Nevertheless, Transparency International Bangladesh (TIB) cautioned that merely scrapping projects constituted a legal cleanup rather than a comprehensive energy strategy. Additionally, this action raised concerns among foreign investors, signaling unpredictability in decision-making processes. TIB emphasized the necessity of robust institutions to ensure integrity and predictability, underscoring that anti-corruption efforts, without proper regulations and foresight, could inadvertently breed uncertainty.
Bangladesh’s limited progress in adopting renewable energy is attributed to persistent institutional and policy challenges. Regulatory complexities surrounding renewable energy projects have been a key obstacle. Although the recently crafted Renewable Energy Policy, 2025, entrusts the Sustainable and Renewable Energy Development Authority (Sreda) with extensive responsibilities for promoting and overseeing renewables, licensing and approval authorities are fragmented across various agencies.
For instance, the Bangladesh Energy Regulatory Commission (BERC) now serves as the licensing body for large-scale renewable initiatives, introducing overlaps and bureaucratic intricacies.

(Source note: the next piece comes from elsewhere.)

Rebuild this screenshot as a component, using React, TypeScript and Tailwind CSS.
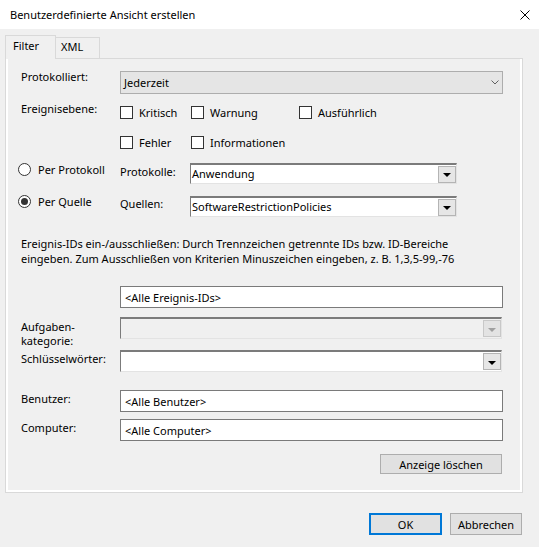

Sreda was envisioned as a centralized entity for green energy initiatives, but its jurisdiction is hindered by bureaucratic hurdles. Despite the interim government’s efforts to restore some independence to BERC in August 2024 by rescinding executive pricing powers, the commission continues to struggle in reasserting its credibility.
Additionally, Bangladesh has devised multiple energy strategies and targets that often conflict with each other. While the Mujib Climate Prosperity Plan aimed for a 30 percent renewable energy share by 2030, the Integrated Energy and Power Master Plan (IEPMP) proposed a 40 percent clean energy share by 2040, mostly relying on imports, nuclear, and large hydro projects, with minimal contribution from domestic renewables. Concurrently, approvals for new fossil fuel endeavors, such as coal and LNG-based plants, persist.

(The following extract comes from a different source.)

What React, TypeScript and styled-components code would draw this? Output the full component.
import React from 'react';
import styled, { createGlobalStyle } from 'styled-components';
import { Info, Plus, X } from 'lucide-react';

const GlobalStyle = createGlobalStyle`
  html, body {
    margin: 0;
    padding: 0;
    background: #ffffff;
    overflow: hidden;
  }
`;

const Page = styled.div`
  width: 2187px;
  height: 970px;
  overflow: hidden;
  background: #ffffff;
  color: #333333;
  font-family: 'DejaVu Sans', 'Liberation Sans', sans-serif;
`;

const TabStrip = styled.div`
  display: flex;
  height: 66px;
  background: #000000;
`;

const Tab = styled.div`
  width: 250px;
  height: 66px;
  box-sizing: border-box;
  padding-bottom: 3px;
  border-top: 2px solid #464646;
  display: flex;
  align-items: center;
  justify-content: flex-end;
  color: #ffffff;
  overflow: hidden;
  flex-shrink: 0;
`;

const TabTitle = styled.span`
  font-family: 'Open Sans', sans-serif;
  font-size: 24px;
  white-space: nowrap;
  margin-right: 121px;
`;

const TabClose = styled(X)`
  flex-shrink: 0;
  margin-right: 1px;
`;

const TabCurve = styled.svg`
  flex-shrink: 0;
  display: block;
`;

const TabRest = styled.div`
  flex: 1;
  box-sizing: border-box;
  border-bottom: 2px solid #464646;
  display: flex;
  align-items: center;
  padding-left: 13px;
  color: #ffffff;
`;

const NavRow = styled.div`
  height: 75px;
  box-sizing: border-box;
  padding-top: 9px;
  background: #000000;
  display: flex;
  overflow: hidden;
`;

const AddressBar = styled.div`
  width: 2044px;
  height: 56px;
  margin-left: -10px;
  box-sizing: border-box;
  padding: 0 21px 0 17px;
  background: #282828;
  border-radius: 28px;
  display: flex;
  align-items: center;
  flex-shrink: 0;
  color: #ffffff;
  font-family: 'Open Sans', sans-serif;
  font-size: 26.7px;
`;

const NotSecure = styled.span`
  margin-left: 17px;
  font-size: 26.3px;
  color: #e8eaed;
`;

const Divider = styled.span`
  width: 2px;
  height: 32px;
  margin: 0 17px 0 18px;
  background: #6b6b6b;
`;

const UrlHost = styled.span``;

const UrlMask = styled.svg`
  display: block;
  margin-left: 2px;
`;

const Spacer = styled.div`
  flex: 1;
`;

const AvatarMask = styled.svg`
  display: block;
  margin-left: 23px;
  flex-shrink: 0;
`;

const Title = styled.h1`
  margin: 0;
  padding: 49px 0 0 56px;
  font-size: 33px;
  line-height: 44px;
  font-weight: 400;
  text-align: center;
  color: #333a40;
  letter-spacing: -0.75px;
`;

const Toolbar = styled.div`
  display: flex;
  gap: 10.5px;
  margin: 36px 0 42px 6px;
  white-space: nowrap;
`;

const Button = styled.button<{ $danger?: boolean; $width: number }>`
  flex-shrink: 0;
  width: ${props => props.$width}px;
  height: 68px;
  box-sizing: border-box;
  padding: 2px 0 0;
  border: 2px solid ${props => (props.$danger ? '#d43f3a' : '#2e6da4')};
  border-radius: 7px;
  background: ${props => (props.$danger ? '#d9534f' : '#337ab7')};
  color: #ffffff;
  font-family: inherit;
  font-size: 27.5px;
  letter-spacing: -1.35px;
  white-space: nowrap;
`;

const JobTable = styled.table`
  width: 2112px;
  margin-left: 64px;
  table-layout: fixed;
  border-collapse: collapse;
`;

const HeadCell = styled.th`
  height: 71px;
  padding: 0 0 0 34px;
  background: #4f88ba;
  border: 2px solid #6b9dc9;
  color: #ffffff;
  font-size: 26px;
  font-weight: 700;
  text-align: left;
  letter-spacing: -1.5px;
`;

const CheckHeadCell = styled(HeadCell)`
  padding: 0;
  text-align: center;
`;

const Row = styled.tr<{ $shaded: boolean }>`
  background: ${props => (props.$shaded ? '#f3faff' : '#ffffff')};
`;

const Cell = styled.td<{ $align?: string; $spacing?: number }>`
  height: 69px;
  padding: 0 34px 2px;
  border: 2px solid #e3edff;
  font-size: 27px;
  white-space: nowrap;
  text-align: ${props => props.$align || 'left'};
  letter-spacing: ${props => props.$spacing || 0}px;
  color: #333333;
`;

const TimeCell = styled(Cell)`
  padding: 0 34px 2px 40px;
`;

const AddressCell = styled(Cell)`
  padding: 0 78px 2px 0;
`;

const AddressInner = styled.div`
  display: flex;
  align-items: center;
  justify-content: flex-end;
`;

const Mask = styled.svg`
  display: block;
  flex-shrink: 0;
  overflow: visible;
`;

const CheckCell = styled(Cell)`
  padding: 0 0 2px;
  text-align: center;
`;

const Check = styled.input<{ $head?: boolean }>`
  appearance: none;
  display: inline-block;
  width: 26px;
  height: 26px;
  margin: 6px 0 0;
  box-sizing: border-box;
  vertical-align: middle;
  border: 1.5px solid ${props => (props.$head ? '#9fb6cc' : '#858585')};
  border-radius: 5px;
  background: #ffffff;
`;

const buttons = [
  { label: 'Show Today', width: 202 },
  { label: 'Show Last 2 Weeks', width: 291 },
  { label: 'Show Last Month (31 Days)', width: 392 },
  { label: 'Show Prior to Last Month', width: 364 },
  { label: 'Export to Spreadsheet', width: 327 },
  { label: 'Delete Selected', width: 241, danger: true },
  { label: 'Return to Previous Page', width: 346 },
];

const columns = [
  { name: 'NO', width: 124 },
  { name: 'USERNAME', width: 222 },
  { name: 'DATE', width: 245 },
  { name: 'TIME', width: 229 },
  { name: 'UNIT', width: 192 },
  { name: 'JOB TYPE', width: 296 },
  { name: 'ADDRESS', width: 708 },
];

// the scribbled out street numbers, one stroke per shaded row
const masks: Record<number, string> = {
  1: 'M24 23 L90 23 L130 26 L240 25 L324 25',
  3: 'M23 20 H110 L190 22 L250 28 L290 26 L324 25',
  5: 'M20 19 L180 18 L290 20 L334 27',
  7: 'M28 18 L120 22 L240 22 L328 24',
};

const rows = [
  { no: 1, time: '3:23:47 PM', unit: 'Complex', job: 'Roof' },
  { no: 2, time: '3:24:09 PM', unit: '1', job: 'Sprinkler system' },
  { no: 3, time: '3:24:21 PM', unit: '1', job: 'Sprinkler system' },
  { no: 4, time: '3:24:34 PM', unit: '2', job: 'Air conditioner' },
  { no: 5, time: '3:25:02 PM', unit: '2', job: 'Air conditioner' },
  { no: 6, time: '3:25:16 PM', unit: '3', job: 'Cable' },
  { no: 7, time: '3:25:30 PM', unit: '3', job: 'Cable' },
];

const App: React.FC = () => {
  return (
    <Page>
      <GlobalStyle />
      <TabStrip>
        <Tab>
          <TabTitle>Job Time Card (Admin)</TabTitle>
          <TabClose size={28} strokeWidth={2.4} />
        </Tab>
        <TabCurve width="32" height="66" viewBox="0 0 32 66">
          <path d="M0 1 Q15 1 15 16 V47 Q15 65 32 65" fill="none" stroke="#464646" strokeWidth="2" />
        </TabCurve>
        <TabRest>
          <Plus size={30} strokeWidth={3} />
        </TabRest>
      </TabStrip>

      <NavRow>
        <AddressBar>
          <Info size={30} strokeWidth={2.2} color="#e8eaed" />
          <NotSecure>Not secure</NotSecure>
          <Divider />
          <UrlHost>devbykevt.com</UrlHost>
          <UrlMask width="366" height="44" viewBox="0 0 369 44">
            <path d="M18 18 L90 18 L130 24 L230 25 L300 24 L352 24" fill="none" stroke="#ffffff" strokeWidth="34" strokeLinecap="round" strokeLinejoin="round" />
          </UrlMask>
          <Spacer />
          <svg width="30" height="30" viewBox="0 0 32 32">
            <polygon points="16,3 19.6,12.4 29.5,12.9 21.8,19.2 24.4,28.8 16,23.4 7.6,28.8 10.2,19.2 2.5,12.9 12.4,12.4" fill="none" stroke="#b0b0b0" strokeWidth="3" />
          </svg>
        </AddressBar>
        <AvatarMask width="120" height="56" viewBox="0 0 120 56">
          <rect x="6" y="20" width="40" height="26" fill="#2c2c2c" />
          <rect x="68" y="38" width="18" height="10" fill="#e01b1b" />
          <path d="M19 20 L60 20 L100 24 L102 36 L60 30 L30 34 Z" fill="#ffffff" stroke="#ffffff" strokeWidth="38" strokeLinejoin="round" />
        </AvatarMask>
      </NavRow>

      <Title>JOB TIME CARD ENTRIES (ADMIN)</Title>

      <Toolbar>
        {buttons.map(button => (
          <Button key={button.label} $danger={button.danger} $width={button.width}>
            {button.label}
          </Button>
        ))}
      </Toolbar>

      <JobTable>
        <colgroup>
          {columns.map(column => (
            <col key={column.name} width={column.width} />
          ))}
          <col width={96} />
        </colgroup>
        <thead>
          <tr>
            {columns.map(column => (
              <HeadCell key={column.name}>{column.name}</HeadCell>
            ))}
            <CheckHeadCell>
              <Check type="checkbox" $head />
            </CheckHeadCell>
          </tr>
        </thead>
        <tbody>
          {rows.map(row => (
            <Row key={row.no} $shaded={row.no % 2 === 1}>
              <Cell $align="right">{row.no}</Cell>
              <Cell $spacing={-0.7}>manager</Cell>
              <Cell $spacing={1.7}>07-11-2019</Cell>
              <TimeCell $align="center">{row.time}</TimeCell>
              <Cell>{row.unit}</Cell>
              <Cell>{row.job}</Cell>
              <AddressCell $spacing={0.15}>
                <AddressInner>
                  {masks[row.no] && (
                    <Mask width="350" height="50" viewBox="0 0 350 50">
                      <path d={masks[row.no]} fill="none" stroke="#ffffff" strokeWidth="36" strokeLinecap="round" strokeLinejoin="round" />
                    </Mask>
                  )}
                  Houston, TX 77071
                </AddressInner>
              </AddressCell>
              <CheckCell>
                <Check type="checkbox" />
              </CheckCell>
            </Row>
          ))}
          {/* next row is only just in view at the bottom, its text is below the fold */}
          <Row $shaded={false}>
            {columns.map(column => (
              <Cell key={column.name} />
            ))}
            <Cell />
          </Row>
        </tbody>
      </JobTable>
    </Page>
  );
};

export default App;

This lack of alignment highlights the insufficient prioritization of the renewable energy transition in national planning efforts. The Centre for Policy Dialogue (CPD) warned that without halting new fossil fuel ventures, the power grid could become oversaturated with conventional energy sources, impeding the expansion of renewables.
Land acquisition hurdles, prolonged approval processes for environmental clearances, and insufficient infrastructure readiness within the national power grid also impede renewable energy progress. Existing challenges, such as the absence of a modern smart grid, limited transmission capacity, and weak distribution infrastructure, discourage initiatives like rooftop solar installations and wind farms. These factors contribute to the trend of canceling more renewable energy projects than commissioning them in Bangladesh.

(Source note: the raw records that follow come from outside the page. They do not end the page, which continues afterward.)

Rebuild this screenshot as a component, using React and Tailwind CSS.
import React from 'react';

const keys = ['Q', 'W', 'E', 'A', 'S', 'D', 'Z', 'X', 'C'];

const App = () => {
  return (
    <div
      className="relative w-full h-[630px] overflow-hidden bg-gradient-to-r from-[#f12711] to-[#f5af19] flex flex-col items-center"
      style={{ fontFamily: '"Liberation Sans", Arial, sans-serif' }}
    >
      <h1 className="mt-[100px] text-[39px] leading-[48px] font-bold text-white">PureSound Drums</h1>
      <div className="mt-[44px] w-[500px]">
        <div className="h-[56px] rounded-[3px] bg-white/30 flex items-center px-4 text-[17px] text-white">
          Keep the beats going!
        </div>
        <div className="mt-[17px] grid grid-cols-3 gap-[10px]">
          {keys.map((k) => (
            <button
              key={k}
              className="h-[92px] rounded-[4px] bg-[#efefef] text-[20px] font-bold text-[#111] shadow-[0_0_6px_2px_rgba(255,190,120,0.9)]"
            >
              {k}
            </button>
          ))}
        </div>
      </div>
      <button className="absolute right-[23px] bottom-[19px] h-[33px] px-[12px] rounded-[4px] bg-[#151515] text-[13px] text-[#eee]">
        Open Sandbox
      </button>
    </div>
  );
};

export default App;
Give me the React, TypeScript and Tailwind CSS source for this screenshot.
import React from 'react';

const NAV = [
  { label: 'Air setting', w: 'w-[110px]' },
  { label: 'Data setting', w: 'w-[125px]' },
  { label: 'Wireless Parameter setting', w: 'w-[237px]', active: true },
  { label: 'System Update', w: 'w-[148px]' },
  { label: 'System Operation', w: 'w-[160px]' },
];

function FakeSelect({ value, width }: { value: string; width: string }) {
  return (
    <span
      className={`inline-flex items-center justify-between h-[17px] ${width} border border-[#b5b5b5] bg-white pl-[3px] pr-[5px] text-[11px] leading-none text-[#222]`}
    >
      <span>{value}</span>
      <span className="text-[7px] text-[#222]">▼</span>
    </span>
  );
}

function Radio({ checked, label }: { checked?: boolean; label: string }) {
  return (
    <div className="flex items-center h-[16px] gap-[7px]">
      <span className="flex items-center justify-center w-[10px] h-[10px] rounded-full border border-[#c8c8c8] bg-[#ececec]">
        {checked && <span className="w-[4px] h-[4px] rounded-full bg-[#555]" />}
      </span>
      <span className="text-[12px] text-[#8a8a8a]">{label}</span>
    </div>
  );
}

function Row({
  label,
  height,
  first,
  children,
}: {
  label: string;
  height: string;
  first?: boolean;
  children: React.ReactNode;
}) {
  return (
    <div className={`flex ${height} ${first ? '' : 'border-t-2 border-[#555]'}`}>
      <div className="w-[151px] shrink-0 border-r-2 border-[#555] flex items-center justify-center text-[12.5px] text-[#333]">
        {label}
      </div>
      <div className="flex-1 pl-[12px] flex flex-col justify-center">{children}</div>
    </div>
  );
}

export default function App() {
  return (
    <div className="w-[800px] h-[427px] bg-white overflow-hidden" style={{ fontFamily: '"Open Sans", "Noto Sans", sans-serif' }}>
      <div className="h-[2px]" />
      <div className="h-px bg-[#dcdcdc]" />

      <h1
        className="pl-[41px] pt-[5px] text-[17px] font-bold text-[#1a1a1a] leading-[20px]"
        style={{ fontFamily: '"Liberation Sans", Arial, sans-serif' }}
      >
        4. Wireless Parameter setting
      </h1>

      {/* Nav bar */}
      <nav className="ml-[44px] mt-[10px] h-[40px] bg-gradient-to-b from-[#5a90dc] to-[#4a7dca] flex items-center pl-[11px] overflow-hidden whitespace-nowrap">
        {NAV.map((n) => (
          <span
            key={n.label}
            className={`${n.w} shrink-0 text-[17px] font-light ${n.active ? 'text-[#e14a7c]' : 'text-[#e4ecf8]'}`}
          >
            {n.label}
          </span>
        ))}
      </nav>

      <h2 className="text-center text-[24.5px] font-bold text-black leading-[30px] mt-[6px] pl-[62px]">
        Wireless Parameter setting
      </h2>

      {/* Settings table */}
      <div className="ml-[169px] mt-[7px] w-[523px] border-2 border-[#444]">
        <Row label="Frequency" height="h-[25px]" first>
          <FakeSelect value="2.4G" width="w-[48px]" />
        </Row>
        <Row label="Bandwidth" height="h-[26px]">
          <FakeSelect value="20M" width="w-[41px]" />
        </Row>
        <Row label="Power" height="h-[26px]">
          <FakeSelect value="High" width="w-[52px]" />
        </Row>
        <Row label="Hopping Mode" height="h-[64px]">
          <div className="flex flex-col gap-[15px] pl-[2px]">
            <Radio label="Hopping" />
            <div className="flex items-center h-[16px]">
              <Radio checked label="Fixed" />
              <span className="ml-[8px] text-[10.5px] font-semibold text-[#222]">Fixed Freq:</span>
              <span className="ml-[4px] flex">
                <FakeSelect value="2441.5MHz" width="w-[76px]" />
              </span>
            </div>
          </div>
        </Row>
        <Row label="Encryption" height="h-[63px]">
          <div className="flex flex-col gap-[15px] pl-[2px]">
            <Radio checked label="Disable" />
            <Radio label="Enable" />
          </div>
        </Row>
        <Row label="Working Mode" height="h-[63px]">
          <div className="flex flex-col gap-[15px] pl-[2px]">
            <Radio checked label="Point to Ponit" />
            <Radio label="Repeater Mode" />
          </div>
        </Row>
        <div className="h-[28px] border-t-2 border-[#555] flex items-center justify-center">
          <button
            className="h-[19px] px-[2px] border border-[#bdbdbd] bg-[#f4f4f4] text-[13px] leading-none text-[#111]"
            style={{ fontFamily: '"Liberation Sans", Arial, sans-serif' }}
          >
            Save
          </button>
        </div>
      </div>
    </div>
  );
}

The incoming government will inherit an energy sector that has addressed malpractices but lacks a definitive construction strategy. Although repealing the Quick Rental Act closed a significant legal loophole, regulatory adjustments alone are insufficient to drive energy production. The primary challenge lies in transforming this reset into reliable, financially viable renewable projects.
To achieve this, reforms must be institutionalized to prevent reverting to emergency procurement laws, which could undermine investor confidence. Transparency and competitive bidding principles must be ingrained in the Renewable Energy Policy, 2025, with provisions for mandatory disclosure of power purchase agreements to ensure transparency.
Clarifying institutional roles is paramount, necessitating a clear division of responsibilities between Sreda, Bangladesh Power Development Board (BPDB), and BERC. Sreda should be empowered to coordinate renewable energy planning and project pipelines, while streamlining licensing processes to minimize overlaps. BERC must retain autonomy in tariff-setting and licensing to prevent arbitrary political interventions.